The problem: Write the data out again, character for character, with no images.

--- START Data section ---

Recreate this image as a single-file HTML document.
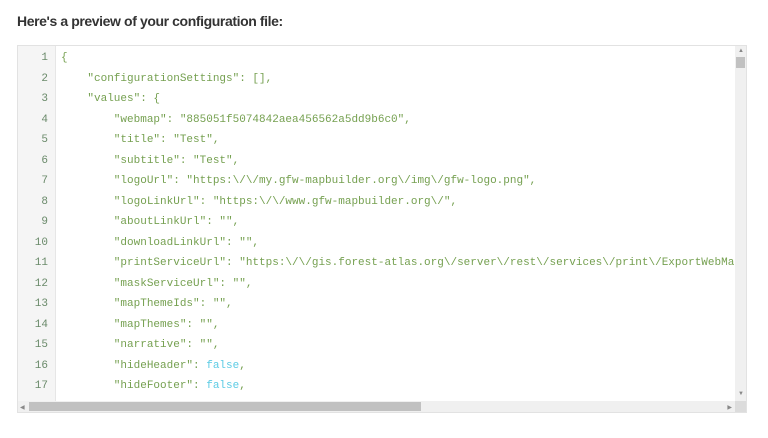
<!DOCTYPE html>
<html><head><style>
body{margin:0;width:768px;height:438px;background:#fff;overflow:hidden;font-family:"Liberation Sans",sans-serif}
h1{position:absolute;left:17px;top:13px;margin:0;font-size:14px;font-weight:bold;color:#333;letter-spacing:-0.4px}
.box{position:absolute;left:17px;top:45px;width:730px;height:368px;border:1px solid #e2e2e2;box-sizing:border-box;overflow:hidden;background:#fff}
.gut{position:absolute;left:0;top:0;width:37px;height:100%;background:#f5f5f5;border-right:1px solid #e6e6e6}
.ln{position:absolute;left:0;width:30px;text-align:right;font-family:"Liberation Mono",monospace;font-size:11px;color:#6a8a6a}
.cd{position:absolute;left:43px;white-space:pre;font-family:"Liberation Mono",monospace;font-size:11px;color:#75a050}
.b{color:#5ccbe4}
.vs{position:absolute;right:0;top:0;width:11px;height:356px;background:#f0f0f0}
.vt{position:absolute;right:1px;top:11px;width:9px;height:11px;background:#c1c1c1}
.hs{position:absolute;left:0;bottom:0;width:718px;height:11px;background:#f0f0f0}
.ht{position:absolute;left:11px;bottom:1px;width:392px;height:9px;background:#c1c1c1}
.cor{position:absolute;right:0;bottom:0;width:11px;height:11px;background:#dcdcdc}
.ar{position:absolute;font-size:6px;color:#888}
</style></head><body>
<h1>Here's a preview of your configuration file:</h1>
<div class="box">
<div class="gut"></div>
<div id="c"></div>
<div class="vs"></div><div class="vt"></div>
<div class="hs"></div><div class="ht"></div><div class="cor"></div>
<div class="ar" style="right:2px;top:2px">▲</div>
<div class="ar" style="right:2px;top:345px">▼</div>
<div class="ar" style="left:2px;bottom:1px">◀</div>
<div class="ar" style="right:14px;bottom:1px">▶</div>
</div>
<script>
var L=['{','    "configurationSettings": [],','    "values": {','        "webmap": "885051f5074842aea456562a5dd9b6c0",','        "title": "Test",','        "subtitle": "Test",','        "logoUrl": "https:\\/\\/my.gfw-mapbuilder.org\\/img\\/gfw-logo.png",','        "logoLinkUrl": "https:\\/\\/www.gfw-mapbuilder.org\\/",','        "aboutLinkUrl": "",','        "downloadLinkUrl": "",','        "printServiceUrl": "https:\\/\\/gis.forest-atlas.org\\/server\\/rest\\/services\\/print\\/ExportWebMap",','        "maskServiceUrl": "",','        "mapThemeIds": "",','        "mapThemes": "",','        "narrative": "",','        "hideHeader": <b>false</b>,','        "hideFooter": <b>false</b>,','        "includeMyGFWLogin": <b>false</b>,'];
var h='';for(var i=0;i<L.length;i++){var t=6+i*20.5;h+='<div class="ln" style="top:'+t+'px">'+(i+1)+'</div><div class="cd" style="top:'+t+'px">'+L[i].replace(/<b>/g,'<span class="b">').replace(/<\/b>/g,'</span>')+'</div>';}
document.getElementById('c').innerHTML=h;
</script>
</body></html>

--- END Data section ---

Result for this task:
Recreate this image as a single-file HTML document.
<!DOCTYPE html>
<html><head><style>
body{margin:0;width:768px;height:438px;background:#fff;overflow:hidden;font-family:"Liberation Sans",sans-serif}
h1{position:absolute;left:17px;top:13px;margin:0;font-size:14px;font-weight:bold;color:#333;letter-spacing:-0.4px}
.box{position:absolute;left:17px;top:45px;width:730px;height:368px;border:1px solid #e2e2e2;box-sizing:border-box;overflow:hidden;background:#fff}
.gut{position:absolute;left:0;top:0;width:37px;height:100%;background:#f5f5f5;border-right:1px solid #e6e6e6}
.ln{position:absolute;left:0;width:30px;text-align:right;font-family:"Liberation Mono",monospace;font-size:11px;color:#6a8a6a}
.cd{position:absolute;left:43px;white-space:pre;font-family:"Liberation Mono",monospace;font-size:11px;color:#75a050}
.b{color:#5ccbe4}
.vs{position:absolute;right:0;top:0;width:11px;height:356px;background:#f0f0f0}
.vt{position:absolute;right:1px;top:11px;width:9px;height:11px;background:#c1c1c1}
.hs{position:absolute;left:0;bottom:0;width:718px;height:11px;background:#f0f0f0}
.ht{position:absolute;left:11px;bottom:1px;width:392px;height:9px;background:#c1c1c1}
.cor{position:absolute;right:0;bottom:0;width:11px;height:11px;background:#dcdcdc}
.ar{position:absolute;font-size:6px;color:#888}
</style></head><body>
<h1>Here's a preview of your configuration file:</h1>
<div class="box">
<div class="gut"></div>
<div id="c"></div>
<div class="vs"></div><div class="vt"></div>
<div class="hs"></div><div class="ht"></div><div class="cor"></div>
<div class="ar" style="right:2px;top:2px">▲</div>
<div class="ar" style="right:2px;top:345px">▼</div>
<div class="ar" style="left:2px;bottom:1px">◀</div>
<div class="ar" style="right:14px;bottom:1px">▶</div>
</div>
<script>
var L=['{','    "configurationSettings": [],','    "values": {','        "webmap": "885051f5074842aea456562a5dd9b6c0",','        "title": "Test",','        "subtitle": "Test",','        "logoUrl": "https:\\/\\/my.gfw-mapbuilder.org\\/img\\/gfw-logo.png",','        "logoLinkUrl": "https:\\/\\/www.gfw-mapbuilder.org\\/",','        "aboutLinkUrl": "",','        "downloadLinkUrl": "",','        "printServiceUrl": "https:\\/\\/gis.forest-atlas.org\\/server\\/rest\\/services\\/print\\/ExportWebMap",','        "maskServiceUrl": "",','        "mapThemeIds": "",','        "mapThemes": "",','        "narrative": "",','        "hideHeader": <b>false</b>,','        "hideFooter": <b>false</b>,','        "includeMyGFWLogin": <b>false</b>,'];
var h='';for(var i=0;i<L.length;i++){var t=6+i*20.5;h+='<div class="ln" style="top:'+t+'px">'+(i+1)+'</div><div class="cd" style="top:'+t+'px">'+L[i].replace(/<b>/g,'<span class="b">').replace(/<\/b>/g,'</span>')+'</div>';}
document.getElementById('c').innerHTML=h;
</script>
</body></html>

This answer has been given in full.